** Start **

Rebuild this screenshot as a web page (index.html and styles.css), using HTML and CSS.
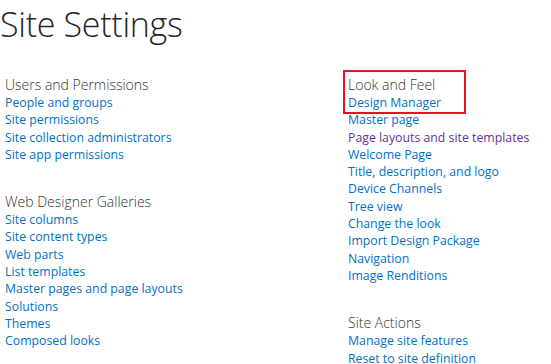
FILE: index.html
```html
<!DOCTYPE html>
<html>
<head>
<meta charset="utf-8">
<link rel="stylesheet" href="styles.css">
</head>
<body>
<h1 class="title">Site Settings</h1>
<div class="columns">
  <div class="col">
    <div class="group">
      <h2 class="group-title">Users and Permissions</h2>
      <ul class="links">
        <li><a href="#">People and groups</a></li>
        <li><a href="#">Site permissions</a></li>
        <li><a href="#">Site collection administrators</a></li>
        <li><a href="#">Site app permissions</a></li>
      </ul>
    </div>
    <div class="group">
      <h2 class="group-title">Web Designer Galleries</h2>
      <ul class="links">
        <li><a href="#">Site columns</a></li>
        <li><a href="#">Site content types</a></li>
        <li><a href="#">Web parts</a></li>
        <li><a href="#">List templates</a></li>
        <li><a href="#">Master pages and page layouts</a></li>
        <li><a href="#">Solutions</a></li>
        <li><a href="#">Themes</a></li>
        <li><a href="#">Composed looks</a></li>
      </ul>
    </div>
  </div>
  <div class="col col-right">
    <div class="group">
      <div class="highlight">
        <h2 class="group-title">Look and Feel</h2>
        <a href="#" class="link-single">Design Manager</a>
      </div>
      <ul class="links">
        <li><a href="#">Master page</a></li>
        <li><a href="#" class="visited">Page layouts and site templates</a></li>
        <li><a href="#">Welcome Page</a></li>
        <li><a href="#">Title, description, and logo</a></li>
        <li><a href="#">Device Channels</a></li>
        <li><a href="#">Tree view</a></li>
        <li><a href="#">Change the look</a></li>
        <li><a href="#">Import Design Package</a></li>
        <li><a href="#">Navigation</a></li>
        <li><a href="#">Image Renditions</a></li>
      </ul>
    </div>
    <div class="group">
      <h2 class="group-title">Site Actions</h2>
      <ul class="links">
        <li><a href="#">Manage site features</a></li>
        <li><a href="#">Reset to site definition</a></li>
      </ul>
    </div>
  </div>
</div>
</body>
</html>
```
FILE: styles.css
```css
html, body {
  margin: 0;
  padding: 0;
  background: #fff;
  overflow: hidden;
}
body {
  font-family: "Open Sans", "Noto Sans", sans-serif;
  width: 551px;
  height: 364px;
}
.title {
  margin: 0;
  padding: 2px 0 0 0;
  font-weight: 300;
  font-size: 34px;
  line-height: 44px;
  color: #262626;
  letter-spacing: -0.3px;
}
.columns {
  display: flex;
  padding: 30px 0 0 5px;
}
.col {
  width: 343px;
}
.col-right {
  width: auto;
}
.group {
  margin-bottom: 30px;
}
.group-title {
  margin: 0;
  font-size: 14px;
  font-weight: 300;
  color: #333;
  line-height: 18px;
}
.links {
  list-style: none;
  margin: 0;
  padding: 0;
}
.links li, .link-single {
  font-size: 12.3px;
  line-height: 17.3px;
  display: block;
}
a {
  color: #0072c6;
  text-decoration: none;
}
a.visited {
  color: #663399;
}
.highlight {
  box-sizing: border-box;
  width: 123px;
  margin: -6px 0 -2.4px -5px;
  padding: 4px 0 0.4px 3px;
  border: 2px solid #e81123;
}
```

** End **

Set every line down exactly as written, leaving each picture out.

TASK OUTPUT →
Rebuild this screenshot as a web page (index.html and styles.css), using HTML and CSS.
FILE: index.html
```html
<!DOCTYPE html>
<html>
<head>
<meta charset="utf-8">
<link rel="stylesheet" href="styles.css">
</head>
<body>
<h1 class="title">Site Settings</h1>
<div class="columns">
  <div class="col">
    <div class="group">
      <h2 class="group-title">Users and Permissions</h2>
      <ul class="links">
        <li><a href="#">People and groups</a></li>
        <li><a href="#">Site permissions</a></li>
        <li><a href="#">Site collection administrators</a></li>
        <li><a href="#">Site app permissions</a></li>
      </ul>
    </div>
    <div class="group">
      <h2 class="group-title">Web Designer Galleries</h2>
      <ul class="links">
        <li><a href="#">Site columns</a></li>
        <li><a href="#">Site content types</a></li>
        <li><a href="#">Web parts</a></li>
        <li><a href="#">List templates</a></li>
        <li><a href="#">Master pages and page layouts</a></li>
        <li><a href="#">Solutions</a></li>
        <li><a href="#">Themes</a></li>
        <li><a href="#">Composed looks</a></li>
      </ul>
    </div>
  </div>
  <div class="col col-right">
    <div class="group">
      <div class="highlight">
        <h2 class="group-title">Look and Feel</h2>
        <a href="#" class="link-single">Design Manager</a>
      </div>
      <ul class="links">
        <li><a href="#">Master page</a></li>
        <li><a href="#" class="visited">Page layouts and site templates</a></li>
        <li><a href="#">Welcome Page</a></li>
        <li><a href="#">Title, description, and logo</a></li>
        <li><a href="#">Device Channels</a></li>
        <li><a href="#">Tree view</a></li>
        <li><a href="#">Change the look</a></li>
        <li><a href="#">Import Design Package</a></li>
        <li><a href="#">Navigation</a></li>
        <li><a href="#">Image Renditions</a></li>
      </ul>
    </div>
    <div class="group">
      <h2 class="group-title">Site Actions</h2>
      <ul class="links">
        <li><a href="#">Manage site features</a></li>
        <li><a href="#">Reset to site definition</a></li>
      </ul>
    </div>
  </div>
</div>
</body>
</html>
```
FILE: styles.css
```css
html, body {
  margin: 0;
  padding: 0;
  background: #fff;
  overflow: hidden;
}
body {
  font-family: "Open Sans", "Noto Sans", sans-serif;
  width: 551px;
  height: 364px;
}
.title {
  margin: 0;
  padding: 2px 0 0 0;
  font-weight: 300;
  font-size: 34px;
  line-height: 44px;
  color: #262626;
  letter-spacing: -0.3px;
}
.columns {
  display: flex;
  padding: 30px 0 0 5px;
}
.col {
  width: 343px;
}
.col-right {
  width: auto;
}
.group {
  margin-bottom: 30px;
}
.group-title {
  margin: 0;
  font-size: 14px;
  font-weight: 300;
  color: #333;
  line-height: 18px;
}
.links {
  list-style: none;
  margin: 0;
  padding: 0;
}
.links li, .link-single {
  font-size: 12.3px;
  line-height: 17.3px;
  display: block;
}
a {
  color: #0072c6;
  text-decoration: none;
}
a.visited {
  color: #663399;
}
.highlight {
  box-sizing: border-box;
  width: 123px;
  margin: -6px 0 -2.4px -5px;
  padding: 4px 0 0.4px 3px;
  border: 2px solid #e81123;
}
```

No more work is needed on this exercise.